* [Instruction]: Each line containing the word "styles" needs to be copied.

....

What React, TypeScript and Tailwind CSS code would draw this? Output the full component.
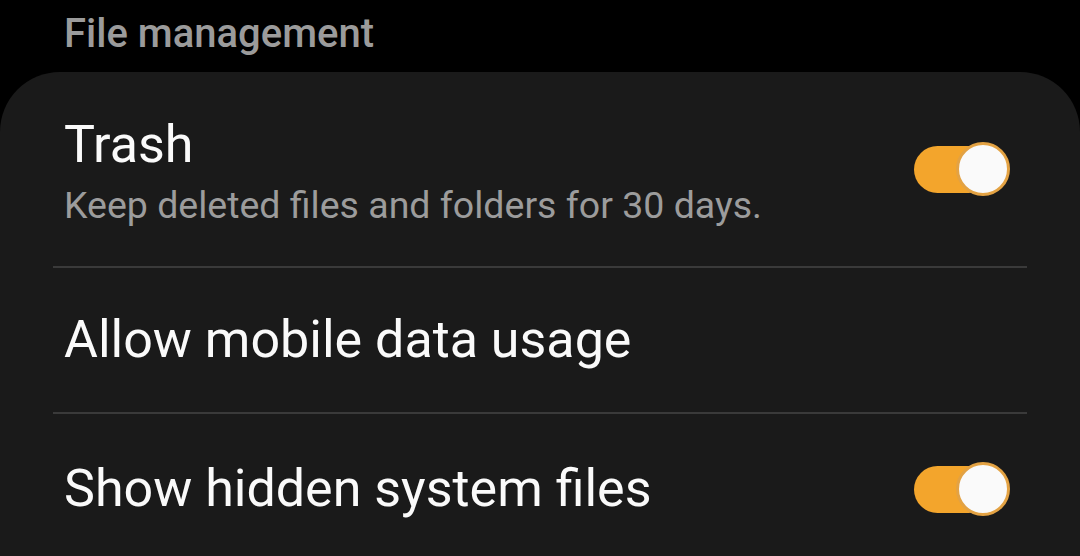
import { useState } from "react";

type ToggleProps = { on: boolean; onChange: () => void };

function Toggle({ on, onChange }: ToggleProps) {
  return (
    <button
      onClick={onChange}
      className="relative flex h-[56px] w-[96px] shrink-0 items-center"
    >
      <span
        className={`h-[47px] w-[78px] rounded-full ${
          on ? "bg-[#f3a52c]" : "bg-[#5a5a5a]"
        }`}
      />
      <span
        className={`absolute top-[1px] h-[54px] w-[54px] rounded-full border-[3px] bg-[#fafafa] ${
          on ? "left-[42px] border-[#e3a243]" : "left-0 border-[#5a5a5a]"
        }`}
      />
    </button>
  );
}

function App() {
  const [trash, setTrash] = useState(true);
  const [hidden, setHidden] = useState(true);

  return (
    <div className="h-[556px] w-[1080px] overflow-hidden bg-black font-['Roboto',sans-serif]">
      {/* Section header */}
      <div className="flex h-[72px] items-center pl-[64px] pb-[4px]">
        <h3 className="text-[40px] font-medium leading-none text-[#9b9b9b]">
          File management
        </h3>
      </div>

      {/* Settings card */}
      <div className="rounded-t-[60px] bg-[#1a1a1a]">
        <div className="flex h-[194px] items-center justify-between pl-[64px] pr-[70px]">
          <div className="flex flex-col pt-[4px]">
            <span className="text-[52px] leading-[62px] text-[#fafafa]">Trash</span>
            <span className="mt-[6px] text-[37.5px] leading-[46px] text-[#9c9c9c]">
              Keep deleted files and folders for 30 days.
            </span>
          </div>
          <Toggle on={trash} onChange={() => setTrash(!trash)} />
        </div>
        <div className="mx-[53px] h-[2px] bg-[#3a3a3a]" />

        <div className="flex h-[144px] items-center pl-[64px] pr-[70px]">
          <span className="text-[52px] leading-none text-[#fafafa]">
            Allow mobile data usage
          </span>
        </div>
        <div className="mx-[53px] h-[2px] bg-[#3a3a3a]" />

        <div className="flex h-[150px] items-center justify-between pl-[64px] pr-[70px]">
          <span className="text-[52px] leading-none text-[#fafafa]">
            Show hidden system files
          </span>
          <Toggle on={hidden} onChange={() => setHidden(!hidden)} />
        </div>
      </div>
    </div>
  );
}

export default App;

....

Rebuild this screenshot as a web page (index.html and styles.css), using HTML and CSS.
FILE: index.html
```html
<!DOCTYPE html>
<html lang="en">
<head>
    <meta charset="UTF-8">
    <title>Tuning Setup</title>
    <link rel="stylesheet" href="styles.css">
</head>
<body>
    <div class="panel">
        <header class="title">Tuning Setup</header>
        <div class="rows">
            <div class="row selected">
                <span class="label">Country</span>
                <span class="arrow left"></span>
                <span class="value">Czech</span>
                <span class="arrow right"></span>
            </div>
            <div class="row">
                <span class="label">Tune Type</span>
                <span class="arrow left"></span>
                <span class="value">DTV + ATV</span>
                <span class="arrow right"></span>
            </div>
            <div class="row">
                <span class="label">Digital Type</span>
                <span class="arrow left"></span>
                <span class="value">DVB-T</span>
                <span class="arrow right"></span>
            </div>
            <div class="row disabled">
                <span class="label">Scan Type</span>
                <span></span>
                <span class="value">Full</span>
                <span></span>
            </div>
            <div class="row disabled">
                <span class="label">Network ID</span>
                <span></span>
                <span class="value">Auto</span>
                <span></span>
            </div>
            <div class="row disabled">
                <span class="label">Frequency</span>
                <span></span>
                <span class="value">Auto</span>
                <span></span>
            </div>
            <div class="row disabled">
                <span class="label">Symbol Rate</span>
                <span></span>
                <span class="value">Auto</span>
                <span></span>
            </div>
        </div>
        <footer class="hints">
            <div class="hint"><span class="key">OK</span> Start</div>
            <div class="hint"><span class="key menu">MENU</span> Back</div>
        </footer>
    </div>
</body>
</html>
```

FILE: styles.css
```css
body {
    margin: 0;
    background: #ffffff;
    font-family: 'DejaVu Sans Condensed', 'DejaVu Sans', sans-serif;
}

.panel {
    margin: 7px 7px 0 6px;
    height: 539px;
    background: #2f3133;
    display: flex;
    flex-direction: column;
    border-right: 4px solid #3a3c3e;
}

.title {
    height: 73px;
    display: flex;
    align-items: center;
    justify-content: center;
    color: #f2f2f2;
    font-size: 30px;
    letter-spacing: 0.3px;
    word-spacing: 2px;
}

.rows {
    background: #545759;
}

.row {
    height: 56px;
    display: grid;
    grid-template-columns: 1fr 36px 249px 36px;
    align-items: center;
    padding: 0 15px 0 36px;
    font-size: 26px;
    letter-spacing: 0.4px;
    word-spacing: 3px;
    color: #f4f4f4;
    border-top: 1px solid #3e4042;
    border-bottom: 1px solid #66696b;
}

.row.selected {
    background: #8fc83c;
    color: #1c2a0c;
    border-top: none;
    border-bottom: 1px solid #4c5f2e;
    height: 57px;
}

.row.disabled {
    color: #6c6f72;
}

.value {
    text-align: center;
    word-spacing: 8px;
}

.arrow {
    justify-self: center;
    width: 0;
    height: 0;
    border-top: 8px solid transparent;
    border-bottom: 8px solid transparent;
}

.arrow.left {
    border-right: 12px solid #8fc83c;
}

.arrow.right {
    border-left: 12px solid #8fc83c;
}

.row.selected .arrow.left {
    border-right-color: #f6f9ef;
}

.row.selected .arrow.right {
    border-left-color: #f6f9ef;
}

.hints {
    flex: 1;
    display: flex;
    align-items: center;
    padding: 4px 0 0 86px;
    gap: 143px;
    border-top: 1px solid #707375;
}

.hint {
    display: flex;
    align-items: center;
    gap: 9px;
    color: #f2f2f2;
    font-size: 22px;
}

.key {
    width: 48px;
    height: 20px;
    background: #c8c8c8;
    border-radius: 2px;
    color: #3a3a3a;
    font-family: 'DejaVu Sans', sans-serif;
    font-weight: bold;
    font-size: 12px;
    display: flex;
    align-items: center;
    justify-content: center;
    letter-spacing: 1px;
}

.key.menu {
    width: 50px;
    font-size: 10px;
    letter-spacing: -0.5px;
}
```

....

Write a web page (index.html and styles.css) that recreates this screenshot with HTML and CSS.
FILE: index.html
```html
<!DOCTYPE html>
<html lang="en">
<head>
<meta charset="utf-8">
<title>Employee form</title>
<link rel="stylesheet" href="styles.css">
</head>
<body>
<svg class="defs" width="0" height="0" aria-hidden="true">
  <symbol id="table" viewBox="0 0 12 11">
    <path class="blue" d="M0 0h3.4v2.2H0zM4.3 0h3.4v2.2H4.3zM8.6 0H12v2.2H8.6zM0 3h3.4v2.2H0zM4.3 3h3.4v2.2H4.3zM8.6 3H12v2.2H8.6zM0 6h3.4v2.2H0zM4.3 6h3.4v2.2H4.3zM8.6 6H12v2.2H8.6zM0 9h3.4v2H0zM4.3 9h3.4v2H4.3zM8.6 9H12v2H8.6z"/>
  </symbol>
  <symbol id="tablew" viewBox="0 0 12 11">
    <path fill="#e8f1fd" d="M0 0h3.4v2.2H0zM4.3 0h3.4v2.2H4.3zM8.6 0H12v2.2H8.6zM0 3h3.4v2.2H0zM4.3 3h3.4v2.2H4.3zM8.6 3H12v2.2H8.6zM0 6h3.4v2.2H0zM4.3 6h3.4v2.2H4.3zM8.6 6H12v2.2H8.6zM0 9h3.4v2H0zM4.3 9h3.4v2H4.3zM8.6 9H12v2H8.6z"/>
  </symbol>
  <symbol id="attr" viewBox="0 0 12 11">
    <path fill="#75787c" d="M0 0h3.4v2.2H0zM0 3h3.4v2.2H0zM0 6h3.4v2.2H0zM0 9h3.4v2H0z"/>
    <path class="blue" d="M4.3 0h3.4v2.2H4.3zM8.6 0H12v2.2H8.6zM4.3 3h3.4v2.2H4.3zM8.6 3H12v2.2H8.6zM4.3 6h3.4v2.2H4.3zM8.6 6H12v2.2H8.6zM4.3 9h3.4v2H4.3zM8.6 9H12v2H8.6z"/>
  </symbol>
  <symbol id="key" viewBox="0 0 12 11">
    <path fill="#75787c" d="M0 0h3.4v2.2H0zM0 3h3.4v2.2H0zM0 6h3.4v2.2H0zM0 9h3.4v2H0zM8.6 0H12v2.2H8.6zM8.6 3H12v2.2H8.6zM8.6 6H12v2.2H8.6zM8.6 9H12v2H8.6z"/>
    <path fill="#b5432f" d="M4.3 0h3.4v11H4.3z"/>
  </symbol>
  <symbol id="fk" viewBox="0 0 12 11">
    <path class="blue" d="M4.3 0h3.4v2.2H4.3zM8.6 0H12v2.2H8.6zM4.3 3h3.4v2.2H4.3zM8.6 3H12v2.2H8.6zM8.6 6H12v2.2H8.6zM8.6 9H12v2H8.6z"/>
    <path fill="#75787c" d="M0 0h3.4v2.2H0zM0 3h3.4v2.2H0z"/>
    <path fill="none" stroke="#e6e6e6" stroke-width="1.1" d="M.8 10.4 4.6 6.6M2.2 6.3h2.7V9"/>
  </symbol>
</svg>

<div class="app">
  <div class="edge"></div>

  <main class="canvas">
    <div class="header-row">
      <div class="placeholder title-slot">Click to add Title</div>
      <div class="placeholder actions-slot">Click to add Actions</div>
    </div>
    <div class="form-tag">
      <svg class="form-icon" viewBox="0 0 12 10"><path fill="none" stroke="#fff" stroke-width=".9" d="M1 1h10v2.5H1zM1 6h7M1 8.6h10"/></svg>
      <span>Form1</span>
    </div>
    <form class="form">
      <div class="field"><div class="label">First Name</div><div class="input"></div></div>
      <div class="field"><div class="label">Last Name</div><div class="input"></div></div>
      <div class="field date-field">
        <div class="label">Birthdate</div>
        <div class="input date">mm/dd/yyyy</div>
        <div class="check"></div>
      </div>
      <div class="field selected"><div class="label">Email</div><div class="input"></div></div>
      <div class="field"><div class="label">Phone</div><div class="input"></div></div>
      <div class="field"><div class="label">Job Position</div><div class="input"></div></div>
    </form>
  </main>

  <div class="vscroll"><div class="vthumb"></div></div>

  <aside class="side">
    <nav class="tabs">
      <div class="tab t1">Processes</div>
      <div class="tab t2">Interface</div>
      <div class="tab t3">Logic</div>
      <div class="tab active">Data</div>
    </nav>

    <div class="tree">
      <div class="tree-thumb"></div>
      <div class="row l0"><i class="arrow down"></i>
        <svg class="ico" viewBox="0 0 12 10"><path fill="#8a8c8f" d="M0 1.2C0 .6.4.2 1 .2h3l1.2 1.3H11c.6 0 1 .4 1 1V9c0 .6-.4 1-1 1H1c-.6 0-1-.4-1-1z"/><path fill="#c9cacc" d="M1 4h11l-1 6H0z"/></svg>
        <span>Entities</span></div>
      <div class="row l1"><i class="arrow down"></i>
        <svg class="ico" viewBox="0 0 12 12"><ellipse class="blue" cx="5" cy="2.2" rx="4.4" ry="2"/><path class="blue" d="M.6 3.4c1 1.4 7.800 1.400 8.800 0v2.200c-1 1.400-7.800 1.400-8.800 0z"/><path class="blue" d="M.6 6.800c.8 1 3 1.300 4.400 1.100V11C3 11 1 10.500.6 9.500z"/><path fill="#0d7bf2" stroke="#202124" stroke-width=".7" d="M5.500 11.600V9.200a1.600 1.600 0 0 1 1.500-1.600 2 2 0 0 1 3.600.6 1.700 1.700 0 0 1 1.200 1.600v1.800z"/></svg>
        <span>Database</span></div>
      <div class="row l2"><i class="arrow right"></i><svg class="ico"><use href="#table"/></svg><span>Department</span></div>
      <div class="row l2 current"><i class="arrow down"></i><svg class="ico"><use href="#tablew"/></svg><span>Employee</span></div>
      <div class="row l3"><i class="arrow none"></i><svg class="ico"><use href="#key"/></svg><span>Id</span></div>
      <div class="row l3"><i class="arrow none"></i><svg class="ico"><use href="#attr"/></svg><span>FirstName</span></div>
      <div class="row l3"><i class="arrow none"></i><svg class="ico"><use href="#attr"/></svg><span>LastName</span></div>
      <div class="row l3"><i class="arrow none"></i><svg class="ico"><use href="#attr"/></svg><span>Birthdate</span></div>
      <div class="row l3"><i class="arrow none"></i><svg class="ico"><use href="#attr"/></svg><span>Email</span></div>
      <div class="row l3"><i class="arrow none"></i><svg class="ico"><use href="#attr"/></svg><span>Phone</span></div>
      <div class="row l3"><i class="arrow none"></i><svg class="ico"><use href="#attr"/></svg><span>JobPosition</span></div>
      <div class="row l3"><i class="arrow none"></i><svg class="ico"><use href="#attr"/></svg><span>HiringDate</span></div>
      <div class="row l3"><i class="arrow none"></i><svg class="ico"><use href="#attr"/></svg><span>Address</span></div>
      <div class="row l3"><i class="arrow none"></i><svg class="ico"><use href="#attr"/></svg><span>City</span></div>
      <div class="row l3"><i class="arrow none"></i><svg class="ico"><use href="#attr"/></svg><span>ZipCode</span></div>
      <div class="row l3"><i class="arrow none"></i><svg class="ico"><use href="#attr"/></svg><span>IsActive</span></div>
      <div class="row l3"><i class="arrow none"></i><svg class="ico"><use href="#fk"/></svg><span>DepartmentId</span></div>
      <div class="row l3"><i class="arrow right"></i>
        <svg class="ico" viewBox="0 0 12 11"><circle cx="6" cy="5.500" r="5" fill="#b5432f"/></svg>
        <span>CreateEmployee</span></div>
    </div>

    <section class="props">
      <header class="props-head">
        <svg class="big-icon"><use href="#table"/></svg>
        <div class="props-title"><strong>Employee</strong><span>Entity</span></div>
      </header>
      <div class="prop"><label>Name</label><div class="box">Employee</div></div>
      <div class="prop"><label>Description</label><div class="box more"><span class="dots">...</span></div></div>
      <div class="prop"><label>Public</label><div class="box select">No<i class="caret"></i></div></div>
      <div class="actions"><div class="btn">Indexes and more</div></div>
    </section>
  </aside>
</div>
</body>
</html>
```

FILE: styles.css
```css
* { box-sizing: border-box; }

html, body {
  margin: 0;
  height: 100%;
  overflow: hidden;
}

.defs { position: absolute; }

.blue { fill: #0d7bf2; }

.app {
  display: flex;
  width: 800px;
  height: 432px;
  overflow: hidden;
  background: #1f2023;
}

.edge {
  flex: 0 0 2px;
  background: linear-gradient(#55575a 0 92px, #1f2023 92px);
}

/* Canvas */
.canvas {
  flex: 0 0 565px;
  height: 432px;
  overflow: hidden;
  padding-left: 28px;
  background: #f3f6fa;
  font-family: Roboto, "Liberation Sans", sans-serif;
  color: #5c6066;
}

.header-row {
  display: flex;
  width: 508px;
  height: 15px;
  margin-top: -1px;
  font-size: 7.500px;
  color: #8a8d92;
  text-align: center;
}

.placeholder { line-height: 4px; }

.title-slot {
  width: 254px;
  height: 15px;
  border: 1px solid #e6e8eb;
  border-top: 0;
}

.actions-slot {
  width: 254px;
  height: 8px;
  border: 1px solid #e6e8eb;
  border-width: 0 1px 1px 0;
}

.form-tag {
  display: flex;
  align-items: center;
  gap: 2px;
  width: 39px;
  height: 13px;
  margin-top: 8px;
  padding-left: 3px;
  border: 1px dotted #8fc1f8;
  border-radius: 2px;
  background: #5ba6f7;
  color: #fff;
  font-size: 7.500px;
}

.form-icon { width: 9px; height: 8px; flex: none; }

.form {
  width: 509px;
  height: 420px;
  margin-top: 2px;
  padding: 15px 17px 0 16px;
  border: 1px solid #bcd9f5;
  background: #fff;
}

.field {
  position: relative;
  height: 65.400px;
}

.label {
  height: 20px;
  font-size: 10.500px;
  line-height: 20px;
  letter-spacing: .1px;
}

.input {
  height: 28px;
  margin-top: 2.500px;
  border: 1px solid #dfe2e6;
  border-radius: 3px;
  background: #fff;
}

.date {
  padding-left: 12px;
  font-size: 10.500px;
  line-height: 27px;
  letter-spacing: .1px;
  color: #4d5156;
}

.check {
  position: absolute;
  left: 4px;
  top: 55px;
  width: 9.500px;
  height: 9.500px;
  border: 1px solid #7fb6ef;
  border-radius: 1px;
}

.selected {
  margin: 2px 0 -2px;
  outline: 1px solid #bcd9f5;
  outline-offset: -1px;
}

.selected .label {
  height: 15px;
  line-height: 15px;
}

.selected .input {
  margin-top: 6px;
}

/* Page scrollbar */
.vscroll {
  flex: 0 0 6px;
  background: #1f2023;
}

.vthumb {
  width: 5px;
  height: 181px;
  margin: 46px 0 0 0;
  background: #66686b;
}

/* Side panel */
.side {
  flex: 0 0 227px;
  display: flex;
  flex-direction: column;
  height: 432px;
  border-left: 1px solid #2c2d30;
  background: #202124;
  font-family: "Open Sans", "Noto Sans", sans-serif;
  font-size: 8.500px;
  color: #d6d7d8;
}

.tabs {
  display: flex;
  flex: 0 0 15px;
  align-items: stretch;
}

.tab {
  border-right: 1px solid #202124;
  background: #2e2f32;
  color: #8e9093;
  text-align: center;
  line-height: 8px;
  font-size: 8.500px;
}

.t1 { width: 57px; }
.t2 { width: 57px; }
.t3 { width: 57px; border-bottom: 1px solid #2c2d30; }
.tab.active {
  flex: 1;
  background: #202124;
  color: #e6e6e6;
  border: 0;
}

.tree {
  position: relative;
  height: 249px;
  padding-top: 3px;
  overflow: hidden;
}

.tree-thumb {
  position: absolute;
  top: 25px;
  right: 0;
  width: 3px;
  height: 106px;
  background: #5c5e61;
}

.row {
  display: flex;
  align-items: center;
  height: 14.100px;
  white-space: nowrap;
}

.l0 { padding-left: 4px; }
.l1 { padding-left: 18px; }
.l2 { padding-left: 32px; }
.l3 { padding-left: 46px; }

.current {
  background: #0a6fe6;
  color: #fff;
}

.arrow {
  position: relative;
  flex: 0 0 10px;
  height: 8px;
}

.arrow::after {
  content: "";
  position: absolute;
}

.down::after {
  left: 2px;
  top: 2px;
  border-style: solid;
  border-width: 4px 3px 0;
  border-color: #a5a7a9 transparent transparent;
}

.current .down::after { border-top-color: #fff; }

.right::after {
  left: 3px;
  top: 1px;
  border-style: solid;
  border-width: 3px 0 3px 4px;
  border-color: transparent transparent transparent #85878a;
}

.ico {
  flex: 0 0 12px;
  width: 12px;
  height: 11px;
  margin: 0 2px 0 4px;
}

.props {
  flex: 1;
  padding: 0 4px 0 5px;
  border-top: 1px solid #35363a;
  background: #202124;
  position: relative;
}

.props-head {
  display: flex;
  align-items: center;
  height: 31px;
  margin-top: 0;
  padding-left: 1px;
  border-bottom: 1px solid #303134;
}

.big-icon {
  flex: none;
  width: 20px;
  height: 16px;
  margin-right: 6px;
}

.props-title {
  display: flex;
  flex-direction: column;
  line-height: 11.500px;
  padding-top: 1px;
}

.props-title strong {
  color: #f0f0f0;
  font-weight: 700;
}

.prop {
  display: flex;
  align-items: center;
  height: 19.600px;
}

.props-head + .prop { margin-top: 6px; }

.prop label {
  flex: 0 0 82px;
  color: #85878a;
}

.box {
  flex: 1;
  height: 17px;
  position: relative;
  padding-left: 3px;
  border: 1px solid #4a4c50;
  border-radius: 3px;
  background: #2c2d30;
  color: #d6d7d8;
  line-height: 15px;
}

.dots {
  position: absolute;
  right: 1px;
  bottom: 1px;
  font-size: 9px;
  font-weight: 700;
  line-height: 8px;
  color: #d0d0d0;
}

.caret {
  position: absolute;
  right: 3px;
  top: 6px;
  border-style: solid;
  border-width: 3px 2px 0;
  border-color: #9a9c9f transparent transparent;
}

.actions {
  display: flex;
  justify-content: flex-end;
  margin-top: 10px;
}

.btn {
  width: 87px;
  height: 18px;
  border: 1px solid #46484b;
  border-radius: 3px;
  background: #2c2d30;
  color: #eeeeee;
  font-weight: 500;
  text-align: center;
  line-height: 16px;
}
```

....

* [In response]:
Rebuild this screenshot as a web page (index.html and styles.css), using HTML and CSS.
    <link rel="stylesheet" href="styles.css">
FILE: styles.css
Write a web page (index.html and styles.css) that recreates this screenshot with HTML and CSS.
<link rel="stylesheet" href="styles.css">
FILE: styles.css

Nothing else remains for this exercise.